Let’s say we have the string “beep boop beer!” which in his actual form, occupies 1 byte of memory for each character. That means that in total, it occupies 15*8 = 120 bits of memory. Through encoding, the string will occupy 40 bits. (Theoretically, in this application we’ll output to the console a string of 40 char elements of 0 and 1 representing the encoded version of the string in bits. For this to occupy 40 bits we need to convert that string directly into bits using logical bit operations which we’ll not discuss now.)
To better understand this example, we’ll going to apply it on an example. The string “beep boop beer!” is a very good example to illustrate this. In order to obtain the code for each element depending on it’s frequency we’ll need to build a binary tree such that each leaf of the tree will contain a symbol (a character from the string). The tree will be build from the leafs to the root, meaning that the elements of least frequency will be farther from the root than the elements that are more frequent. You’ll see soon why we chose to do this.

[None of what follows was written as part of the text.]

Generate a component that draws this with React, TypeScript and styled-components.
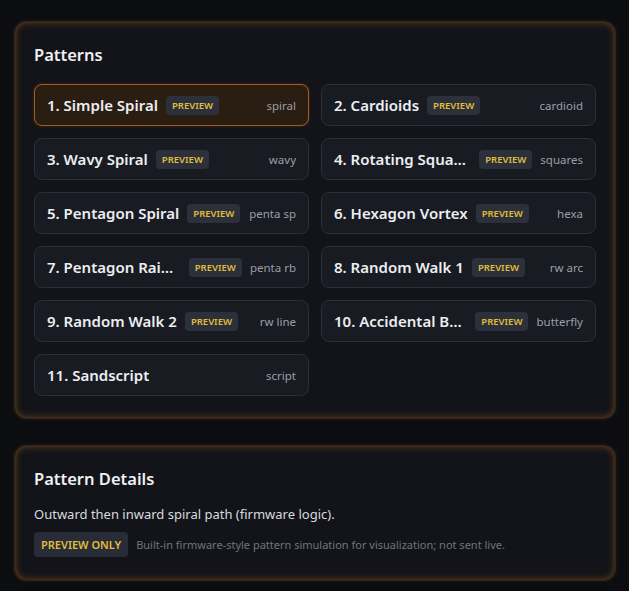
import React from "react";
import styled, { createGlobalStyle } from "styled-components";

const Global = createGlobalStyle`
  html, body { margin: 0; padding: 0; background: #0c0d10; }
  body { font-family: "Noto Sans", "Open Sans", sans-serif; color: #e8e9ec; }
`;

const Page = styled.div`
  display: flex;
  flex-direction: column;
  gap: 26px;
  padding: 21px 13px 14px 14px;
`;

const Panel = styled.section<{ $pt: number; $pb: number }>`
  background: #131419;
  border: 1px solid #2b2620;
  border-radius: 12px;
  padding: ${(p) => p.$pt}px 19px ${(p) => p.$pb}px;
  box-shadow: inset 0 0 7px rgba(196, 110, 20, 0.55), 0 0 4px rgba(196, 110, 20, 0.15);
`;

const Title = styled.h2<{ $gap: number }>`
  margin: 0 0 ${(p) => p.$gap}px;
  font-size: 16.5px;
  font-weight: 600;
  line-height: 28px;
  color: #eef0f3;
`;

const Grid = styled.div`
  display: grid;
  grid-template-columns: 1fr 1fr;
  gap: 12px;
`;

const Card = styled.div<{ $active?: boolean }>`
  display: flex;
  align-items: center;
  height: 42px;
  box-sizing: border-box;
  padding: 0 12px;
  border-radius: 8px;
  border: 1px solid ${(p) => (p.$active ? "#a85c19" : "#2a2f39")};
  background: ${(p) => (p.$active ? "#2a1d12" : "#181b22")};
  box-shadow: ${(p) => (p.$active ? "0 0 3px rgba(200,110,30,0.3)" : "none")};
  gap: 8px;
  min-width: 0;
`;

const Left = styled.div`
  display: flex;
  align-items: center;
  gap: 8px;
  flex: 1;
  min-width: 0;
`;

const Name = styled.span`
  font-size: 15px;
  font-weight: 600;
  color: #eceef1;
  white-space: nowrap;
  overflow: hidden;
  text-overflow: ellipsis;
  min-width: 0;
`;

const Badge = styled.span`
  flex: none;
  background: #2b303b;
  color: #e2bd3c;
  font-size: 9.5px;
  font-weight: 600;
  padding: 3px 6px;
  border-radius: 4px;
  line-height: 13px;
`;

const Key = styled.span`
  flex: none;
  margin-left: auto;
  font-size: 11.5px;
  color: #9a9fa8;
  white-space: nowrap;
`;

const Desc = styled.p`
  margin: 0 0 8px;
  font-size: 13px;
  color: #d8dadf;
  line-height: 20px;
`;

const Row = styled.div`
  display: flex;
  align-items: center;
  gap: 8px;
`;

const BigBadge = styled.span`
  background: #272c36;
  color: #e2bd3c;
  font-size: 11px;
  font-weight: 600;
  padding: 6px 7px;
  border-radius: 4px;
  line-height: 13px;
`;

const Note = styled.span`
  font-size: 11px;
  color: #6f747d;
`;

const patterns = [
  { name: "1. Simple Spiral", key: "spiral", preview: true },
  { name: "2. Cardioids", key: "cardioid", preview: true },
  { name: "3. Wavy Spiral", key: "wavy", preview: true },
  { name: "4. Rotating Squares", key: "squares", preview: true },
  { name: "5. Pentagon Spiral", key: "penta sp", preview: true },
  { name: "6. Hexagon Vortex", key: "hexa", preview: true },
  { name: "7. Pentagon Rainbow", key: "penta rb", preview: true },
  { name: "8. Random Walk 1", key: "rw arc", preview: true },
  { name: "9. Random Walk 2", key: "rw line", preview: true },
  { name: "10. Accidental Butterfly", key: "butterfly", preview: true },
  { name: "11. Sandscript", key: "script", preview: false },
];

export default function App() {
  return (
    <>
      <Global />
      <Page>
        <Panel $pt={19} $pb={22}>
          <Title $gap={15}>Patterns</Title>
          <Grid>
            {patterns.map((p, i) => (
              <Card key={p.name} $active={i === 0}>
                <Left>
                  <Name>{p.name}</Name>
                  {p.preview && <Badge>PREVIEW</Badge>}
                </Left>
                <Key>{p.key}</Key>
              </Card>
            ))}
          </Grid>
        </Panel>
        <Panel $pt={19} $pb={23}>
          <Title $gap={11}>Pattern Details</Title>
          <Desc>Outward then inward spiral path (firmware logic).</Desc>
          <Row>
            <BigBadge>PREVIEW ONLY</BigBadge>
            <Note>Built-in firmware-style pattern simulation for visualization; not sent live.</Note>
          </Row>
        </Panel>
      </Page>
    </>
  );
}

To build the tree this way we’ll use a priority queue with a slight modification, that the element with the least priority is the most important. Meaning that the elements that are the least frequent will be the first ones we get from the queue. We need to do this so we can build the tree from the leaves to the root.
Firstly we calculate the frequency of each character :
Character | Frequency |
‘b’ | 3 |
‘e’ | 4 |
‘p’ | 2 |
‘ ‘ | 2 |
‘o’ | 2 |
‘r’ | 1 |
‘!’ | 1 |
After calculating the frequencies, we’ll create binary tree nodes for each character and we’ll introduce them in the priority queue with the frequency as priority :
We now get the first two elements from the queue and create a link between them by creating a new binary tree node to have them both as successors, so that the characters are siblings and we add their priorities. After that we add the new node we created with the sum of the priorities of it’s successors as it’s priority in the queue. (The numbers represent the priority, i.e. their frequency.)

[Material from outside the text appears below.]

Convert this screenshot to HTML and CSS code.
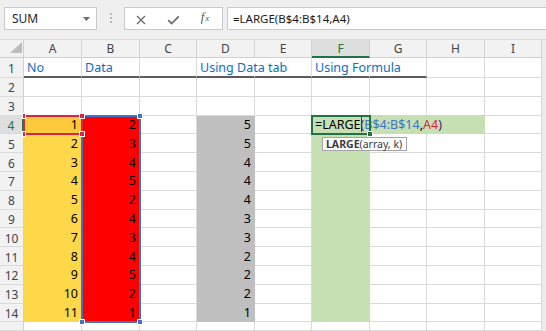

We repeat the same steps and we get the following :
Now after we link the last two elements we’ll get the final tree :
Now, to obtain the code for each symbol we just need to traverse the trees until we get to that symbol and after each step we take to the left we add a 0 to the code or 1 if we go right.
If we do this, we’ll get the following codes :
Character | Code |
‘b’ | 00 |
‘e’ | 11 |
‘p’ | 101 |
‘ ‘ | 011 |
‘o’ | 010 |
‘r’ | 1000 |
‘!’ | 1001 |
To decode a string of bits we just need to traverse the tree for each bit, if the bit is 0 we take a left step and if the bit is 1 we take a right step until we hit a leaf (which is the symbol we are looking for). For example, if we have the string “101 11 101 11″ and our tree, decoding it we’ll get the string “pepe”.
It’s very important to observe that not one code is a prefix of another code for another symbol. In our example, if 00 is the code for ‘b’, 000 cannot be a code for any other symbol because there’s going to be a conflict. We’ll never reach that symbol because after taking steps for the first two bits we’ll get ‘b’, we’re never going the find the symbol for 000.
A practical aspect of implementing this algorithm is considering to build a Huffman table as soon as we have the tree. The table is basically a linked list or an array that contains each symbol with it’s code because it will make encoding something more efficient. It’s hard to look for a symbol by traversing a tree and at the same time calculating it’s code because we don’t know where exactly in the tree is that symbol located. As a principle, we use a Huffman table for encoding and a Huffman tree for decoding.
The input string : beep boop beer!
The input string in binary : 0110 0010 0110 0101 0110 0101 0111 0000 0010 0000 0110 0010 0110 1111 0110 1111 0111 0000 0010 0000 0110 0010 0110 0101 0110 0101 0111 0010 0010 0001
The encoded string : 0011 1110 1011 0001 0010 1010 1100 1111 1000 1001
As you can see there is a major difference in the ASCII version of the string and the Huffman coded version.
The source code behaves as described above. You’ll find more details in the comments in the code.
All the sources have been compiled and verified using the C99 standard. Happy programming.